Dijitalleşmenin, multidisipliner iş olanaklarının ve hızla değişen gelecek öngörülerinin devri olan 21. yüzyıl, eğitimi de buna ayak uydurma mecburiyetinde bırakıyor. Bu bağlamda eğitimin dönüşeceği kuşkusuz. Peki yeni nesil ve yeni yüzyıl, nasıl değişikliklere ihtiyaç duyuyor?
- Tek bir bölüm yerine disiplinlerarası bir sistemin benimsenmesi, bu doğrultuda öğrencinin kendi eğitim programını ihtiyaçlarına göre kendisinin tasarlayabilmesi.
- Müfredatların finansal okuryazarlık, teknoloji farkındalığı gibi gerçek hayata direkt etkisi olan dersleri barındırması ve bu derslerin onların anlayabileceği, yakın geçmişten örneklerle desteklenmesi.
- Akademisyenlerin “ders anlatan uzman”dan öğrenciye mentorluk eden bir danışman rolüne bürünmesi.
- Sınıf içinde dijitalleşmeyle derslerin daha interaktif hâle gelmesi, yeni kuşağa uyumlanması ve yoklama gibi manuel pratiklerin kolaylaşması.
- AR/VR gibi teknolojilerle derslerin daha deneyimsel hâle gelmesi (Uzay geometrisini VR gözlüklerle öğrenmeyi kim istemez?),
- Dijitalleşmeyle kolaylaşan çevrim içi eğitimin yaygınlaşması ve eğitimin bu sayede daha erişebilir olması.

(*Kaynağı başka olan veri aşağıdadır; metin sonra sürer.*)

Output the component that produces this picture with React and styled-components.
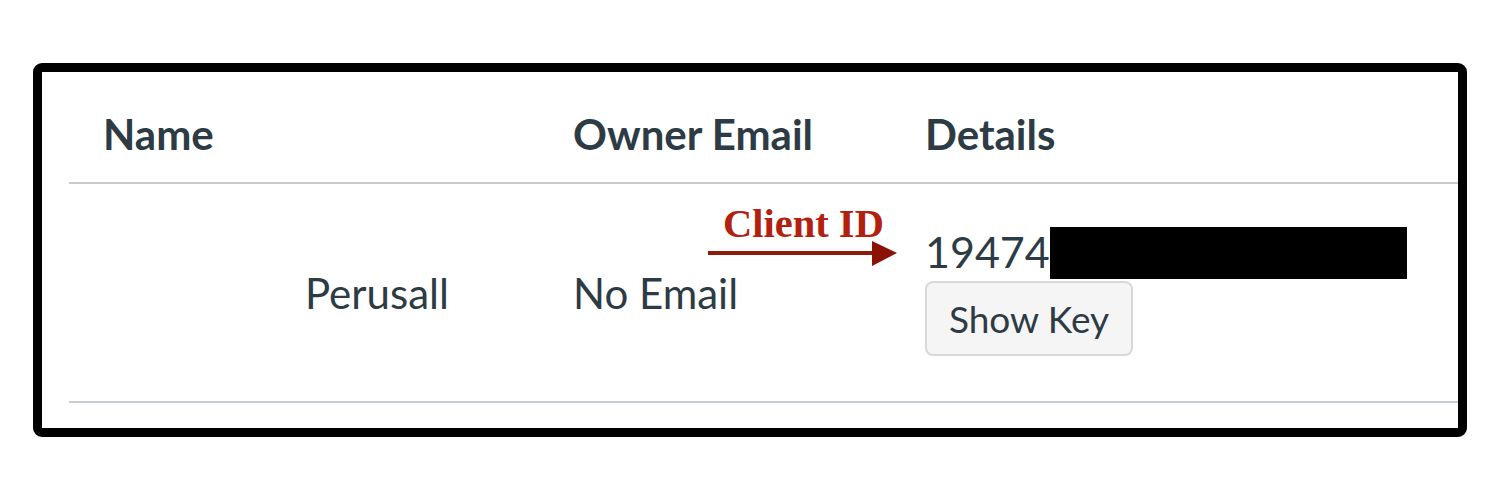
import React from 'react'
import styled, { createGlobalStyle } from 'styled-components'

const GlobalStyle = createGlobalStyle`
  html, body {
    margin: 0;
    padding: 0;
    background: #ffffff;
  }
  body {
    font-family: Lato, "Noto Sans", sans-serif;
    color: #2d3b45;
  }
`

const Page = styled.div`
  width: 1500px;
  height: 500px;
  padding: 63px 33px;
  box-sizing: border-box;
`

const Frame = styled.div`
  height: 374px;
  box-sizing: border-box;
  border: 9px solid #000;
  border-radius: 9px;
  padding-left: 27px;
  overflow: hidden;
`

const Table = styled.div`
  display: grid;
  grid-template-columns: 202px 268px 352px 1fr;
`

const HeadRow = styled.div`
  display: contents;
`

const HeadCell = styled.div`
  grid-column: ${p => p.span || 'auto'};
  padding: 37px 34px 23px;
  font-size: 42px;
  font-weight: 700;
  line-height: 1.2;
  border-bottom: 2px solid #c7cdd1;
  white-space: nowrap;
`

const Row = styled.div`
  grid-column: 1 / -1;
  display: grid;
  grid-template-columns: subgrid;
  align-items: center;
  height: 217px;
  border-bottom: 2px solid #c7cdd1;
  position: relative;
`

const Cell = styled.div`
  padding: 0 34px;
  font-size: 42px;
  line-height: 1.2;
  white-space: nowrap;
`

const Details = styled(Cell)`
  display: flex;
  flex-direction: column;
  align-items: flex-start;
  padding-bottom: 4px;
`

const IdLine = styled.div`
  position: relative;
  font-size: 43px;
`

const Redaction = styled.span`
  position: absolute;
  left: 125px;
  top: 1px;
  width: 357px;
  height: 52px;
  background: #000;
`

const Button = styled.button`
  margin-top: 3px;
  width: 208px;
  height: 75px;
  box-sizing: border-box;
  background: #f5f5f5;
  border: 2px solid #d7dadd;
  border-radius: 8px;
  font-family: Lato, "Noto Sans", sans-serif;
  font-size: 37px;
  color: #2d3b45;
  padding: 0;
`

const Annotation = styled.div`
  position: absolute;
  left: 637px;
  top: 20px;
  display: flex;
  flex-direction: column;
  align-items: flex-start;
`

const Label = styled.div`
  margin-left: 17px;
  font-family: "Liberation Serif", "Times New Roman", serif;
  font-weight: 700;
  font-size: 40.5px;
  line-height: 1;
  color: #b3200e;
`

const Arrow = () => (
  <svg width="194" height="30" viewBox="0 0 194 30" style={{ marginTop: '-6px' }}>
    <line x1="2" y1="14" x2="170" y2="14" stroke="#8e1a0c" strokeWidth="4" />
    <polygon points="166,2 191,14 166,27" fill="#8b1204" />
  </svg>
)

export default function App() {
  return (
    <>
      <GlobalStyle />
      <Page>
        <Frame>
          <Table>
            <HeadRow>
              <HeadCell span="1 / 3">Name</HeadCell>
              <HeadCell>Owner Email</HeadCell>
              <HeadCell>Details</HeadCell>
            </HeadRow>
            <Row>
              <Cell />
              <Cell>Perusall</Cell>
              <Cell>No Email</Cell>
              <Details>
                <IdLine>
                  194740
                  <Redaction />
                </IdLine>
                <Button>Show Key</Button>
              </Details>
              <Annotation>
                <Label>Client ID</Label>
                <Arrow />
              </Annotation>
            </Row>
          </Table>
        </Frame>
      </Page>
    </>
  )
}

- 4 senelik üniversite programları yerine birkaç ayda bir gözden geçirerek ihtiyaçlara göre yeniden tasarlanabilecek bir sistem yaratılması.
- Öğrencilere danışılmadan onlara öğretmen atanması yerine öğrencilerin kendi ihtiyaçlarına göre onlar için en iyi olan öğretmeni seçebilmesi.
- Gerçek hayatta sahada olan insanlarla bir araya gelerek onların öğrencilerle deneyim paylaşmasına alan açılması.
- Diplomalardan ziyade deneyimlerin öne çıkması ve bir insanın kapasitesinin bu şekilde anlaşılması.